Personally, I don't give two rips about back up cameras, airbags, navigation systems,
cup holders, or in-car entertainment systems, and frankly don't them or the prospect
of potential maintenance. If manfacturers can design lug nuts to deliver a 4 hour road-
-side clusterschtuppe, they can botch the WHOLE car. New vehicles are plastic, cheap,
and expensive. What you get for your money is nothing I want, and I will exercise my
well proven skill for creating my own headaches without going into debt to a car manu-
-facturer to do it !
Re: Two Piece Lug Nuts on Modern Vehicles
Posted: Thu Aug 01, 2019 11:45 am
by Burger in Spokane
So, Hal ....
Once the socket is driven on and the lug nut removed, How do they propose
one should get the rest off ? Have a whole box of sockets at the ready and throw
them all in the trash once the wheel is free because they now have a nut driven
into them so hard they are now one-piece assemblies ?

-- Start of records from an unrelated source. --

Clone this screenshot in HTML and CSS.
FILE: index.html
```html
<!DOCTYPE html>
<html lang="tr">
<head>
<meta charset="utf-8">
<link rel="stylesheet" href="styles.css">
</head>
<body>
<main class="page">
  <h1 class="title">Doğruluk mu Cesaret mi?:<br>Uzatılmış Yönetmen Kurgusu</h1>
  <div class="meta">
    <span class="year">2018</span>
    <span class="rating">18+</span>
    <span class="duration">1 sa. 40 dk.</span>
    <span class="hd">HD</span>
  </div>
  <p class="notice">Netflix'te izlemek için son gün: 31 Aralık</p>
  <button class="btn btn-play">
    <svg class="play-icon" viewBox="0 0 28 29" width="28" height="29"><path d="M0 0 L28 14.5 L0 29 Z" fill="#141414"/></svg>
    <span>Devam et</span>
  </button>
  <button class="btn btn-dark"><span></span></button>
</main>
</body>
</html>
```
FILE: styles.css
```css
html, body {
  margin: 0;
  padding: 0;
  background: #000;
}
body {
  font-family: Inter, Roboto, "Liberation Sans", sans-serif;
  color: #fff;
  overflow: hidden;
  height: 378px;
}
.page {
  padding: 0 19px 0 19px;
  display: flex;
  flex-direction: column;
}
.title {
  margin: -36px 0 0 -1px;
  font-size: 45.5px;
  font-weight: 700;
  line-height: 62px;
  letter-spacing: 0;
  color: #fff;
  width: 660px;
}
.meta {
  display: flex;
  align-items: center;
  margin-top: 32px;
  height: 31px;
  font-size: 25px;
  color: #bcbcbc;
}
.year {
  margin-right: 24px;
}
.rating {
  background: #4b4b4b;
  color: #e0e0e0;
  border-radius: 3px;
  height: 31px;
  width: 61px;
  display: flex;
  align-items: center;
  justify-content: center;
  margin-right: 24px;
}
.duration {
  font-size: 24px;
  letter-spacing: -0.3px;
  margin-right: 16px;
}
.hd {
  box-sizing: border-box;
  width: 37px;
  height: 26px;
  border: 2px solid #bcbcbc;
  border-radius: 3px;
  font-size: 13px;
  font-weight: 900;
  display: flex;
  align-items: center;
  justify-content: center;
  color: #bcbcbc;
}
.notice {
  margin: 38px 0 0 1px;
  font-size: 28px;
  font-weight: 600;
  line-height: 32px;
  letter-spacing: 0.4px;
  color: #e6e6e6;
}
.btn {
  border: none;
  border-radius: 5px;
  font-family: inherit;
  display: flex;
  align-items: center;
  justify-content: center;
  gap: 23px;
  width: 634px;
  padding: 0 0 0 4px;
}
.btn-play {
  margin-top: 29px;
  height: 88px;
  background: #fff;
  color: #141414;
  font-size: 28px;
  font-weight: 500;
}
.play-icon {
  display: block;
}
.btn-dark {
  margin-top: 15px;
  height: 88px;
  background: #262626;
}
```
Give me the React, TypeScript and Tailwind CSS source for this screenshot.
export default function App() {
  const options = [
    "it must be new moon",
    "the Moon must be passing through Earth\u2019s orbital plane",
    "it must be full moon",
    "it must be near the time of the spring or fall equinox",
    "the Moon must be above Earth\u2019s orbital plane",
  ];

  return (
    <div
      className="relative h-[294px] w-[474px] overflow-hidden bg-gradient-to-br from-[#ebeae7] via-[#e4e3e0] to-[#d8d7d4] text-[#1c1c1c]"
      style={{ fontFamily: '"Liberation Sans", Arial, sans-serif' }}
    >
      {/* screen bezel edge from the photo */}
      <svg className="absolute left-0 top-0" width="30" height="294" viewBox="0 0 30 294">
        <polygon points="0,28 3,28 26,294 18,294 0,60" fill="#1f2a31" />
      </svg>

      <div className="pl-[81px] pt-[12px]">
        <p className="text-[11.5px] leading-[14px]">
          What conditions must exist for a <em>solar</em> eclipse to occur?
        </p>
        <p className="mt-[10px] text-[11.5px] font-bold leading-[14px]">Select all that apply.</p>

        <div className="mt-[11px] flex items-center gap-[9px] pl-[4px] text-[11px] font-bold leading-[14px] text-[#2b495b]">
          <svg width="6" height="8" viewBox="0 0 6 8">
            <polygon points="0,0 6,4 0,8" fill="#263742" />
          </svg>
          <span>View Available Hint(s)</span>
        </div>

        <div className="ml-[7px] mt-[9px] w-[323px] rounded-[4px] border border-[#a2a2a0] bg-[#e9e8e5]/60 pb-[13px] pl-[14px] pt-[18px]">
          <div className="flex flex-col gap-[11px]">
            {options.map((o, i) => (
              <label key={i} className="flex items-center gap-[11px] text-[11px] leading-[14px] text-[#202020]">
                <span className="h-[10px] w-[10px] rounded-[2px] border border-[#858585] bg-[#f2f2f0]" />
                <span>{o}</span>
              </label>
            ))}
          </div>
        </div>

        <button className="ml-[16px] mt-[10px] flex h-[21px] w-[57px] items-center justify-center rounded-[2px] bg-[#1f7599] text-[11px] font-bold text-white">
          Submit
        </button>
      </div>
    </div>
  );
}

Re: Two Piece Lug Nuts on Modern Vehicles
Posted: Thu Aug 01, 2019 8:33 pm
by Tim Moore
Just went through this doing brakes on my son's jeep 2 weekends ago. Spun the metal caps, chiseled them off, rounded lug nuts. Got off 9 of 10 then was stuck. Torch in the center of the last one and burned the stud and nut out. Luckily didn't burn the wheel with the sunken lug nut. Threw all that junk in the trash and put on real one piece lug nuts along with new stud. The parts store guy's said the engineer who designed the lug nuts with the shell should be beaten with a bag of them. 1 full day job that should have been an hour for rotors, pads and calipers.
Re: Two Piece Lug Nuts on Modern Vehicles
Posted: Fri Aug 02, 2019 7:36 am
by Hal
Burger,
Just don't screw the nut all the way off. Leave it on 3-4 threads and pull the socket off, or at least loosen the socket's grip in the nut by wiggling it around, then take it the rest of the way off by hand. If you accidentally screw it all the way off, just start it back on and then pull the socket off.